Now, if we do not accept transitions from non-existence into existence in the above mentioned manner, we should, for similar reasons, not accept any transitions between non-existence and existence as being harmful for the beings in question. Although many may welcome the refutation of THE HARM OF COMING INTO EXISTENCE, many more will perhaps dislike at least some of the results that ensue if we take seriously the argumentation according to which the existence of a sentient being is necessary in order for it to be affected. This is so because what applies to harm should also apply to benefits. And what applies to the so called COMING INTO EXISTENCE of sentient beings should also apply to their GOING OUT OF EXISTENCE. If transitions between existence and non-existence never affect sentient beings or people, it yields four claims:

  1. No living being is harmed by coming into existence

  2. No living being is benefitted by coming into existence.

  3. No living being is harmed by having gone out of existence.

  4. No living being is benefitted by having gone out of existence.

1 No living being is harmed by coming into existence

Some antinatalists say we should abstain from procreation because any sentient being is harmed by coming into existence. To this a pronatalist may reply: By adding an additional sentient being to the world, you do not harm the as yet non-existent additional being, not even if it suffers from the very first moment of its existence on. Prior to “its” coming into existence, the living being wasn't there in limbo in order to subsequently experience the alleged harm of coming into a lamentable existence. Before it had come into existence it existed only in our imagination and expectations. Unless you resort to pre-existence, transitions between non-existence and existence are not person-affecting.

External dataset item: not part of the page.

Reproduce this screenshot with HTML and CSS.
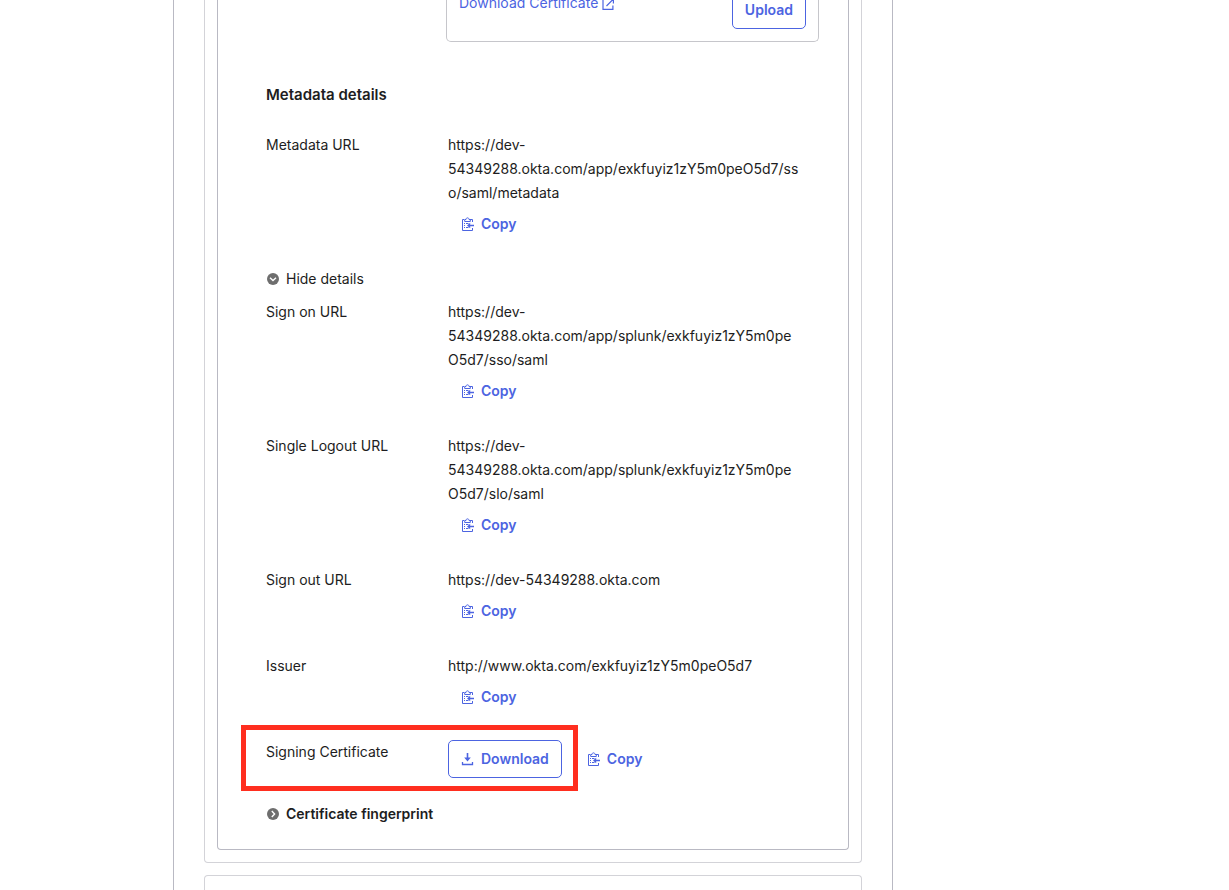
FILE: index.html
```html
<!DOCTYPE html>
<html lang="en">
<head>
<meta charset="utf-8">
<meta name="viewport" content="width=device-width, initial-scale=1">
<title>Metadata details</title>
<link rel="stylesheet" href="styles.css">
</head>
<body>
<svg class="sprite" aria-hidden="true">
  <symbol id="copy" viewBox="0 0 13 14">
    <path d="M3 2.500H1.500v11h10V11M9 2.500h2.500V5M3.700 4.500V2.500h1.300C5 .3 8 .3 8 2.500h1.300v2z" fill="none" stroke="currentColor" stroke-width="1"/>
    <path d="M3 6.500h1M5 6.500h2.500M3 8.500h1M3 10.500h1M5 10.500h2.500" fill="none" stroke="currentColor" stroke-width="1"/>
    <path d="M6 8.500 9.200 5.800v2H13v1.400H9.200v2z" fill="currentColor"/>
  </symbol>
  <symbol id="download" viewBox="0 0 13 14">
    <path d="M5.700 1h1.600v4.500h2.500L6.500 9.500 3.200 5.500h2.500z" fill="currentColor"/>
    <path d="M1.500 10v2.500h10V10" fill="none" stroke="currentColor" stroke-width="1.300"/>
  </symbol>
  <symbol id="external" viewBox="0 0 12 12">
    <path d="M5 1.500H1v9.900h9.900V7.500M7 1h4.400v4.400M11 1.400 4.500 8" fill="none" stroke="currentColor" stroke-width="1.200"/>
  </symbol>
  <symbol id="down" viewBox="0 0 12 12">
    <circle cx="6" cy="6" r="6" fill="#6e6e6e"/>
    <path d="M3 4.800 6 7.600l3-2.800" fill="none" stroke="#fff" stroke-width="1.400"/>
  </symbol>
  <symbol id="right" viewBox="0 0 12 12">
    <circle cx="6" cy="6" r="6" fill="#6e6e6e"/>
    <path d="M4.800 3 7.600 6l-2.800 3" fill="none" stroke="#fff" stroke-width="1.400"/>
  </symbol>
</svg>
<main class="page">
  <section class="panel">
    <div class="card">
      <div class="upload-box">
        <a class="link" href="#">Download Certificate <svg class="icon-external"><use href="#external"/></svg></a>
        <button class="btn btn-outline" type="button">Upload</button>
      </div>
      <h2 class="heading">Metadata details</h2>
      <dl class="details">
        <div class="row">
          <dt>Metadata URL</dt>
          <dd><span class="url">https://dev-54349288.okta.com/app/exkfuyiz1zY5m0peO5d7/sso/saml/metadata</span>
            <button class="btn" type="button"><svg class="icon"><use href="#copy"/></svg>Copy</button></dd>
        </div>
      </dl>
      <button class="toggle" type="button" aria-expanded="true"><svg class="icon-toggle"><use href="#down"/></svg>Hide details</button>
      <dl class="details">
        <div class="row">
          <dt>Sign on URL</dt>
          <dd><span class="url">https://dev-54349288.okta.com/app/splunk/exkfuyiz1zY5m0peO5d7/sso/saml</span>
            <button class="btn" type="button"><svg class="icon"><use href="#copy"/></svg>Copy</button></dd>
        </div>
        <div class="row">
          <dt>Single Logout URL</dt>
          <dd><span class="url">https://dev-54349288.okta.com/app/splunk/exkfuyiz1zY5m0peO5d7/slo/saml</span>
            <button class="btn" type="button"><svg class="icon"><use href="#copy"/></svg>Copy</button></dd>
        </div>
        <div class="row">
          <dt>Sign out URL</dt>
          <dd><span class="url">https://dev-54349288.okta.com</span>
            <button class="btn" type="button"><svg class="icon"><use href="#copy"/></svg>Copy</button></dd>
        </div>
        <div class="row">
          <dt>Issuer</dt>
          <dd><span class="url">http://www.okta.com/exkfuyiz1zY5m0peO5d7</span>
            <button class="btn" type="button"><svg class="icon"><use href="#copy"/></svg>Copy</button></dd>
        </div>
        <div class="row row-marked">
          <dt>Signing Certificate</dt>
          <dd class="actions">
            <button class="btn btn-outline" type="button"><svg class="icon"><use href="#download"/></svg>Download</button>
            <button class="btn" type="button"><svg class="icon"><use href="#copy"/></svg>Copy</button>
          </dd>
        </div>
      </dl>
      <button class="toggle toggle-bold" type="button" aria-expanded="false"><svg class="icon-toggle"><use href="#right"/></svg>Certificate fingerprint</button>
    </div>
  </section>
  <section class="panel panel-next"></section>
</main>
</body>
</html>
```
FILE: styles.css
```css
*,
*::before {
  box-sizing: border-box;
}

body {
  margin: 0;
  height: 100vh;
  overflow: hidden;
  background: #fff;
  color: #1d1d21;
  font: 14px/24px Inter, "Liberation Sans", sans-serif;
}

.sprite {
  display: none;
}

.page {
  display: flex;
  flex-direction: column;
  gap: 12px;
  max-width: 720px;
  min-height: 100vh;
  margin-left: 173px;
  padding: 0 30px;
  border: 1px solid #b9b9c3;
  border-width: 0 1px;
}

.panel {
  padding: 0 12px 12px;
  border: 1px solid #d3d3d8;
  border-top: 0;
  border-radius: 0 0 4px 4px;
}

.panel-next {
  flex: 1;
  border-width: 1px 1px 0;
  border-top: 1px solid #d3d3d8;
  border-radius: 4px 4px 0 0;
}

.card {
  padding: 0 29px 23px 48px;
  border: 1px solid #b9b9c3;
  border-top: 0;
  border-radius: 0 0 4px 4px;
}

/* The box continues above the visible part of the page. */
.upload-box {
  display: flex;
  justify-content: space-between;
  align-items: flex-start;
  margin: -9px 0 0 180px;
  padding: 0 12px 12px;
  border: 1px solid #c6c6cb;
  border-top: 0;
  border-radius: 0 0 5px 5px;
}

.link {
  color: #4c64e1;
  text-decoration: none;
}

.heading {
  margin: 41px 0 26px;
  font-size: 15px;
  font-weight: 600;
  line-height: 24px;
}

.details {
  margin: 0;
}

.row {
  display: grid;
  grid-template-columns: 182px minmax(0, 1fr);
  margin-bottom: 24px;
}

dd {
  margin: 0 18px 0 0;
}

.url {
  display: block;
  overflow-wrap: anywhere;
}

.btn {
  display: inline-flex;
  align-items: center;
  gap: 7px;
  height: 38px;
  padding: 0 12px;
  border: 1px solid transparent;
  border-radius: 5px;
  background: none;
  color: #4c64e1;
  font: inherit;
  font-weight: 600;
  vertical-align: top;
}

.btn-outline {
  border-color: #4c64e1;
}

.icon {
  width: 13px;
  height: 14px;
}

.icon-external {
  width: 12px;
  height: 12px;
  vertical-align: -2px;
}

.actions {
  display: flex;
  gap: 12px;
}

.row-marked {
  position: relative;
}

.row-marked::before {
  content: "";
  position: absolute;
  top: -15px;
  left: -25px;
  width: 337px;
  height: 66px;
  border: 5px solid #ff2e1f;
  pointer-events: none;
}

.toggle {
  display: flex;
  align-items: center;
  gap: 7px;
  margin: 0 0 9px;
  padding: 0 1px;
  border: 0;
  background: none;
  color: inherit;
  font: inherit;
}

.toggle-bold {
  margin: 0;
  font-weight: 600;
}

.icon-toggle {
  width: 12px;
  height: 12px;
}
```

2 No living being is benefitted by coming into existence.2

In the same manner in which the beginning of their existence did not harm living beings that are around us, it did not benefit them. While antinatalists cannot point to the harm that is done to additional living beings when we cause their coming into existence, pronatalists cannot point to the pleasure of coming into existence. This translates also as: There is no gift of life. Even so, Derek Parfit stresses that “starting to exist and ceasing to exist both happen to actual people. This is why we can claim that they can be either good or bad for these people.” (Reasons and Persons, p 489). Here, Parfit seems mistaken. Rather than to actual people, “starting to exist” happens to the world or, if you like, to being. If “ceasing to exist” refers to the process of dying, then it really happens to actual people. – Whereas “the end of someone’s existence” (death) doesn’t happen to actual people but rather to encompassing being.

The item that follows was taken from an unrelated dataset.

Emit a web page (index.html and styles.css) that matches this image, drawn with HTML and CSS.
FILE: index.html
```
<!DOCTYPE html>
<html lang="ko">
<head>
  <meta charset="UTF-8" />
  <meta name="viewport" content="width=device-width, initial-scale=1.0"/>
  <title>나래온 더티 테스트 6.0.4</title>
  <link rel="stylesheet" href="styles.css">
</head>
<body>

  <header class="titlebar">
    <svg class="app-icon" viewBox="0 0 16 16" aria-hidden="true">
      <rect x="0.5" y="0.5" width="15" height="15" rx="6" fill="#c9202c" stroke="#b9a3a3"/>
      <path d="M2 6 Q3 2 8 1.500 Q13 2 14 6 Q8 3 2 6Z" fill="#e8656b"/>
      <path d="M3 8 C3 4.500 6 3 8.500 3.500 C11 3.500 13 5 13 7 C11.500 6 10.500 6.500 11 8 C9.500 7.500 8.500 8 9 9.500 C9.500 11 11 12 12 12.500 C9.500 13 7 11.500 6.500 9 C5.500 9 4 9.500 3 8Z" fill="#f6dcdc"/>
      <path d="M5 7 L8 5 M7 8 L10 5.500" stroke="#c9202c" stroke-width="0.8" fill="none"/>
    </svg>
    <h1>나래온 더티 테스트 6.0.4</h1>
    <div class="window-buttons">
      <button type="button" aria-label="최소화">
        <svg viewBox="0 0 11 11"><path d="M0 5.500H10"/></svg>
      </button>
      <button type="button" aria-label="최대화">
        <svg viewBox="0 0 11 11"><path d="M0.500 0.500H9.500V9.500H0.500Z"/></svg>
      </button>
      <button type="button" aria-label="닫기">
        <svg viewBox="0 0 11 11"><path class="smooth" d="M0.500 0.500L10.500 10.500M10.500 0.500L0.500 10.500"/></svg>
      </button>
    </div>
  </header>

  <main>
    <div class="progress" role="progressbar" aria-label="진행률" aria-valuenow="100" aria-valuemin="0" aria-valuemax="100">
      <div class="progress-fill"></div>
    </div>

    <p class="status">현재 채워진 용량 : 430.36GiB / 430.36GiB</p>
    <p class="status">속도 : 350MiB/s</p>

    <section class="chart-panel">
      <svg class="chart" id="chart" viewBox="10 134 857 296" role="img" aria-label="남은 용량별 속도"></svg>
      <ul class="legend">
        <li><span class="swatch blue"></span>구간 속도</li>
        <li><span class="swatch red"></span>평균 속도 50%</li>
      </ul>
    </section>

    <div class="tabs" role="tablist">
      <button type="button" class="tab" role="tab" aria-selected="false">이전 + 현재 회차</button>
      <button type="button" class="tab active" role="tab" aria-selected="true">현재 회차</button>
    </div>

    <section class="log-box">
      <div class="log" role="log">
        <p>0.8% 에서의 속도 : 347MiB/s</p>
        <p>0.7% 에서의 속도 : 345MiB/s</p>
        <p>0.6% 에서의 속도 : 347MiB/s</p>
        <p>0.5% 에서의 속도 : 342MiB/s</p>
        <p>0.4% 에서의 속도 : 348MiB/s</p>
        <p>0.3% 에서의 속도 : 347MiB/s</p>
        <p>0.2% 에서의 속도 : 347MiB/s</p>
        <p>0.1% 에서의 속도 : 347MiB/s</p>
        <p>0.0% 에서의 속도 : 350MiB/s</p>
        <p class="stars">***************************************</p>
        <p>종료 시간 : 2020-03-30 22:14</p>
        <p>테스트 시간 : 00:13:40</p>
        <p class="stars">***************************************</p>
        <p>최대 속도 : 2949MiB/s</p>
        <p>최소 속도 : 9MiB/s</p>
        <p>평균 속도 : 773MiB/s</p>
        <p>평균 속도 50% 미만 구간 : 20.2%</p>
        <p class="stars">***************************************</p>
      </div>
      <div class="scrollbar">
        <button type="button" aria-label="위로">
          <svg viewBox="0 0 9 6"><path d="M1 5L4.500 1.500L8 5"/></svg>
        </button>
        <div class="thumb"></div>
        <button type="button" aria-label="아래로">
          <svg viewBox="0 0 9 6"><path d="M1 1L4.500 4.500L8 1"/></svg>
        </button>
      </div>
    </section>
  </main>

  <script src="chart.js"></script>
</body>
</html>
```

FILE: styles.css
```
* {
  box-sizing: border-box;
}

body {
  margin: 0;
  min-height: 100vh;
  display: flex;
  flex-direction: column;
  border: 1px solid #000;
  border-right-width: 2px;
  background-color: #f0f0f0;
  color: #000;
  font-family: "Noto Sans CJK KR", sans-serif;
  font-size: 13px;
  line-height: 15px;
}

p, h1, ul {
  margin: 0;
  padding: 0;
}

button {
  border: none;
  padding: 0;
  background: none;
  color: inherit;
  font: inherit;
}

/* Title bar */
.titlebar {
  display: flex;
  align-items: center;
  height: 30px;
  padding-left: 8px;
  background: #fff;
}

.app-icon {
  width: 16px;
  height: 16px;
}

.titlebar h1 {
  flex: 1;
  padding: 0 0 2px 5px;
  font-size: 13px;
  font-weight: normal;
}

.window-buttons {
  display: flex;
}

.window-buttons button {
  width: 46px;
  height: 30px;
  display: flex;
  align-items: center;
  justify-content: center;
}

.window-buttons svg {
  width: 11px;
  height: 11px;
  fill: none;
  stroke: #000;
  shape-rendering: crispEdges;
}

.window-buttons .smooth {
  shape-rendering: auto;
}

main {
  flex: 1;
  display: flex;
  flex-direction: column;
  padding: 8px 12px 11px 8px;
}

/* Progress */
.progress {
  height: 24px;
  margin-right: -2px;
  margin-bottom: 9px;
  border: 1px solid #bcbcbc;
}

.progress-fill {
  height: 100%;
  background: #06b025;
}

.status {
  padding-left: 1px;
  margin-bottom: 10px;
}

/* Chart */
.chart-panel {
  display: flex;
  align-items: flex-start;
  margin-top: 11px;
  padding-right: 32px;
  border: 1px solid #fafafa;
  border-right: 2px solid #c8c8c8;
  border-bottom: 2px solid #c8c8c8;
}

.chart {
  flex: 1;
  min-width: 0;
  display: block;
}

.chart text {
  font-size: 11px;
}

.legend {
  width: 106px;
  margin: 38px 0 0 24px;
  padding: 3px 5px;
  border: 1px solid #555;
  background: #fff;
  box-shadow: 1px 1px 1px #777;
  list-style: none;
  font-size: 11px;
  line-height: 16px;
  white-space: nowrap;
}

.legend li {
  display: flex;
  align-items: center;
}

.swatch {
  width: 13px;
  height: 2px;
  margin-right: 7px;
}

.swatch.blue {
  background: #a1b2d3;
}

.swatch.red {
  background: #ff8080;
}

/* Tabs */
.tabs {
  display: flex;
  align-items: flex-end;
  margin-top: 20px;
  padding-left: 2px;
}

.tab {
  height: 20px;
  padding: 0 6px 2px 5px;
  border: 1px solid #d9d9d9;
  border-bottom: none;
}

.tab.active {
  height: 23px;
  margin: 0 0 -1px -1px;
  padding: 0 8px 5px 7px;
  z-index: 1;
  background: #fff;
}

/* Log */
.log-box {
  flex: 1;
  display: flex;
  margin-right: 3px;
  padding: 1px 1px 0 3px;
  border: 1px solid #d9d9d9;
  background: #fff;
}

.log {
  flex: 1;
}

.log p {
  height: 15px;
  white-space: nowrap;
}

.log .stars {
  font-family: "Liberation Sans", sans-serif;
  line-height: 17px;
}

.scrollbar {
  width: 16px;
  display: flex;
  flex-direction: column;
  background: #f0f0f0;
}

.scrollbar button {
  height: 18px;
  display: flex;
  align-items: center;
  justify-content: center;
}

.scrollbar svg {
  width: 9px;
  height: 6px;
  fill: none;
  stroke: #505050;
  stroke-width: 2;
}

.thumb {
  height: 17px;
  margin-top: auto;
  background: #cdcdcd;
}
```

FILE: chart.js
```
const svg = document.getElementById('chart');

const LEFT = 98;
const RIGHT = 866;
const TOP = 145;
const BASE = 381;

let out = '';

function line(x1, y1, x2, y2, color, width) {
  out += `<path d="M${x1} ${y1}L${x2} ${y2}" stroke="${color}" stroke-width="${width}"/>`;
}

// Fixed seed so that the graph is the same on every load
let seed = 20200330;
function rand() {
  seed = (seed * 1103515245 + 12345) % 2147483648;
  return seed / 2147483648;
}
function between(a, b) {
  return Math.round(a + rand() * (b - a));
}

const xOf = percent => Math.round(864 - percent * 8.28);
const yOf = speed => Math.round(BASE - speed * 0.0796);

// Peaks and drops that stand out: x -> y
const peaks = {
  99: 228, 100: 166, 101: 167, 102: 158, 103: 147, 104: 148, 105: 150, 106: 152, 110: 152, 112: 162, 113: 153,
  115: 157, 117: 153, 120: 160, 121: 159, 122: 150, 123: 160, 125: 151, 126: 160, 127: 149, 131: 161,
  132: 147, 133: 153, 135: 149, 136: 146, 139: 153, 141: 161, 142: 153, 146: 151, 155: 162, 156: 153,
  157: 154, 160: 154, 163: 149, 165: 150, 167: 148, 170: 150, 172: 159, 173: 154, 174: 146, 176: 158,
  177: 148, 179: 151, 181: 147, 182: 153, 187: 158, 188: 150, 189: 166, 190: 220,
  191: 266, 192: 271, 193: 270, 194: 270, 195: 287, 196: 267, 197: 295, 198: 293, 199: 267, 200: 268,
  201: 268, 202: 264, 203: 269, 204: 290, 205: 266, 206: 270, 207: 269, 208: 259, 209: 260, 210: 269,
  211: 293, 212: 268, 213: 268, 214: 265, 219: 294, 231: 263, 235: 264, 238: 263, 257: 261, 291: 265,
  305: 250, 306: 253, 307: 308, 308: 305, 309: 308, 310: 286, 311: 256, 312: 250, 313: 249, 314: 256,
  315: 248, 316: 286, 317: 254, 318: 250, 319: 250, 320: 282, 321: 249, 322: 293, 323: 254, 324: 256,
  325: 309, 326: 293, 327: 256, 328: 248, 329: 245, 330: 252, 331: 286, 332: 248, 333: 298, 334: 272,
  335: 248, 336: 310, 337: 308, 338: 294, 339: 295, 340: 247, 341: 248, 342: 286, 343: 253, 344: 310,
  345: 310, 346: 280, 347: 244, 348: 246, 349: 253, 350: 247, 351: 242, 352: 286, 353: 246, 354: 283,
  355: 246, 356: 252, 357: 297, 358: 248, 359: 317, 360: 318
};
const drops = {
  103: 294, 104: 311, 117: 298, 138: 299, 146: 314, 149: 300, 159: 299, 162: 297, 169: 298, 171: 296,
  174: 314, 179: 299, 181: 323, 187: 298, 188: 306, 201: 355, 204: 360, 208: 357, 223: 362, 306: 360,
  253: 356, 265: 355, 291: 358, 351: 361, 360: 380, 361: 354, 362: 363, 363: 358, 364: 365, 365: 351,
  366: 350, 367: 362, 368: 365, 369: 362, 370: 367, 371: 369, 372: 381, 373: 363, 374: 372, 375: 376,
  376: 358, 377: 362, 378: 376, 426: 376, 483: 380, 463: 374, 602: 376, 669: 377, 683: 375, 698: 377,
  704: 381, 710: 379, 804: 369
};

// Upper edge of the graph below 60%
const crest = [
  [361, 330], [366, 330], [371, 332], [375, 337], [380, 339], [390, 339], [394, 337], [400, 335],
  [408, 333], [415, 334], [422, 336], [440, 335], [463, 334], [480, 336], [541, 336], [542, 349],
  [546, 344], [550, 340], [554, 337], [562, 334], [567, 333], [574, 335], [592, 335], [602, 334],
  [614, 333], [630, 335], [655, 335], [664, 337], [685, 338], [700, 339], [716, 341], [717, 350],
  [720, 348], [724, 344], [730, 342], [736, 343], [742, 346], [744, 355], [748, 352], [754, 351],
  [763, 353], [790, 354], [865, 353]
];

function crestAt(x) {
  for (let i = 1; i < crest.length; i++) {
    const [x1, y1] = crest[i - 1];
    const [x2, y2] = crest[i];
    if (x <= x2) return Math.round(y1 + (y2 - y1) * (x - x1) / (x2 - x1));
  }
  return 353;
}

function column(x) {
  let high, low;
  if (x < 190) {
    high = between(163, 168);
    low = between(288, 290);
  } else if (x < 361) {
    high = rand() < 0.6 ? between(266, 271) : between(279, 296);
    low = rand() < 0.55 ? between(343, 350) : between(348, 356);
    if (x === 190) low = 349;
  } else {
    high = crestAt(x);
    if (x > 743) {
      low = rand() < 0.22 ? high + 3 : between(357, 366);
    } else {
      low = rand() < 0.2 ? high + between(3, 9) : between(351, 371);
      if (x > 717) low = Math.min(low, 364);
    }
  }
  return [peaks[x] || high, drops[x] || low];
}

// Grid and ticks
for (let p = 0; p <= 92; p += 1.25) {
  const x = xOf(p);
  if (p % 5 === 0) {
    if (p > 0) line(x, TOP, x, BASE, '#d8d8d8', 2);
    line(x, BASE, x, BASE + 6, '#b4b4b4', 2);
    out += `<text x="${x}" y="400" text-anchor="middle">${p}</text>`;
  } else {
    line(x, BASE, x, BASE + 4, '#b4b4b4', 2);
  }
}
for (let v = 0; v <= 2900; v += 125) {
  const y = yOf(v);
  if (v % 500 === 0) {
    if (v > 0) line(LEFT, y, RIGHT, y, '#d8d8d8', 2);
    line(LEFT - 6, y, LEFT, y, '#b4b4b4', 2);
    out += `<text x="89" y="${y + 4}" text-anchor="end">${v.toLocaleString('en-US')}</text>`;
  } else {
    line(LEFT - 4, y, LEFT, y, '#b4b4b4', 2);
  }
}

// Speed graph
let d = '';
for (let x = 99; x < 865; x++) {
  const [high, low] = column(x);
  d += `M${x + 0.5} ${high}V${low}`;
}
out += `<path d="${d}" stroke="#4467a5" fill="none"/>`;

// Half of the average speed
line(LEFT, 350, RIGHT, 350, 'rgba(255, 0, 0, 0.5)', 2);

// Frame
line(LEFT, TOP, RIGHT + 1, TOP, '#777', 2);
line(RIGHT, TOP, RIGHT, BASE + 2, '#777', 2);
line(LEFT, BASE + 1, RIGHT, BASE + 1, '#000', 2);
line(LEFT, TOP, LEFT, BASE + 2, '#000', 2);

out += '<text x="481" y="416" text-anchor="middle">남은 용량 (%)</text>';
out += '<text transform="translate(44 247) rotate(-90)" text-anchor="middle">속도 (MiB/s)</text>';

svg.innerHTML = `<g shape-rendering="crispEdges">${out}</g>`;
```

To defend antinatalism, Benatar posits his viewpoint on one side of an ontic gap (the gap between non-existence and existence), against the backdrop of which all comparisons with respect to people are vain – because those people do not exist. He is nonetheless convinced that people are harmed by coming into existence. Side by side with Benatar, this time in order to defend pronatalism, Nils Holtug claims that people can be benefitted by their coming into existence and speaks of “the harm of non-existence” (Holtug: ON THE VALUE OF COMING INTO EXISTENCE, in: The Journal of Ethics 5: 361–384, 2001).

3 No living being is harmed by going out of existence.

There is a wide consent on the view that going out of existence permanently – also known as death – harms the living being that goes out of existence.

I am a living being and a person at that. What do I have in mind when claiming that my going out of existence (my death) would do me no harm? Think of a situation in which I am at the mercy of a relentless kidnapper who announces to me that he will shoot me the next day. Such an announcement would cause considerable harm to me, namely as long as I am alive. Take a different scenario: I go out for a walk. As I pass an archway a falling icicle is hitting my head. I am dead in the fraction of a second, I didn’t see or hear the icicle coming and felt no pain. Was I harmed when I ceased to exist permanently? I think not. Before I could ponder on the harm that might go along with my ceasing to exist I had already ceased to exist. I for one would even subscribe to not being harmed if someone would shoot me from ambush causing my ceasing to exist in the fraction of a second. Things are different, of course, if I survive. Usually death is consi­dered the severest harm that can befall a man. In the light of sober (that is: Epicurean) reflection it is no harm at all. What is bad is the prospect of death, while death, my ceasing to exist forever, isn't bad for me – however bad it may be for others.

I can lose everything – except my life. The end of my life amounts to the end of my existence, ie the one whose existence is necessary in order to experience harm and losses.

All this does not imply that I do not want to live on. It simply amounts to my conviction that in order to be harmed I have to continue to exist in the first place. Which in turn implies that a thorn in my flesh would do me more harm than my death.

4 No living being is benefitted by going out of existence.

Quite a few people are convinced that some living beings are benefitted when they go out of existence, namely those who suffer substantially. In a similar manner in which I hold that coming into existence never harms or benefits the living being that will exist from now on, I hold that no living being is benefitted by its ceasing to exist. Consider: I survive a gun attack in in the wake of which I am harmed considerably. There is no remedy and I want to die. A benign doctor gives me a lethal injection saying: “This will help you.” If I had the spirit I would contest: “Thank you for the lethal injection. However, it won’t help me. This is so because shortly I, the one you wanted to help, will have ceased to exist. Thank you anyway for diminishing the amount of suffering in the world.”

Is there a lesson we can draw from the inadmissability of moral judgements that rely on transitions between existence and non-existence? Parfit concedes: “I ought to save a drowning child’s life. If I do not thereby benefit this child, this part of morality cannot be explained in person-affecting terms.” (Reasons and Persons, p. 490) With respect to ethical reflections on living beings that comprise both sides of the borderline of existence and non-existence we apparently have to leave person-affecting terminology and should resort to an impersonal viewpoint.


1 This is the subtitle of David Benatars book BETTER NEVER TO HAVE BEEN, Oxford Uni­ver­sity Press 2006.

2 Cf. Derek Parfit on „Whether causing someone to exist can benefit this person“ in his REASONS AND PERSONS, Oxford University Press 1984, p. 487ff.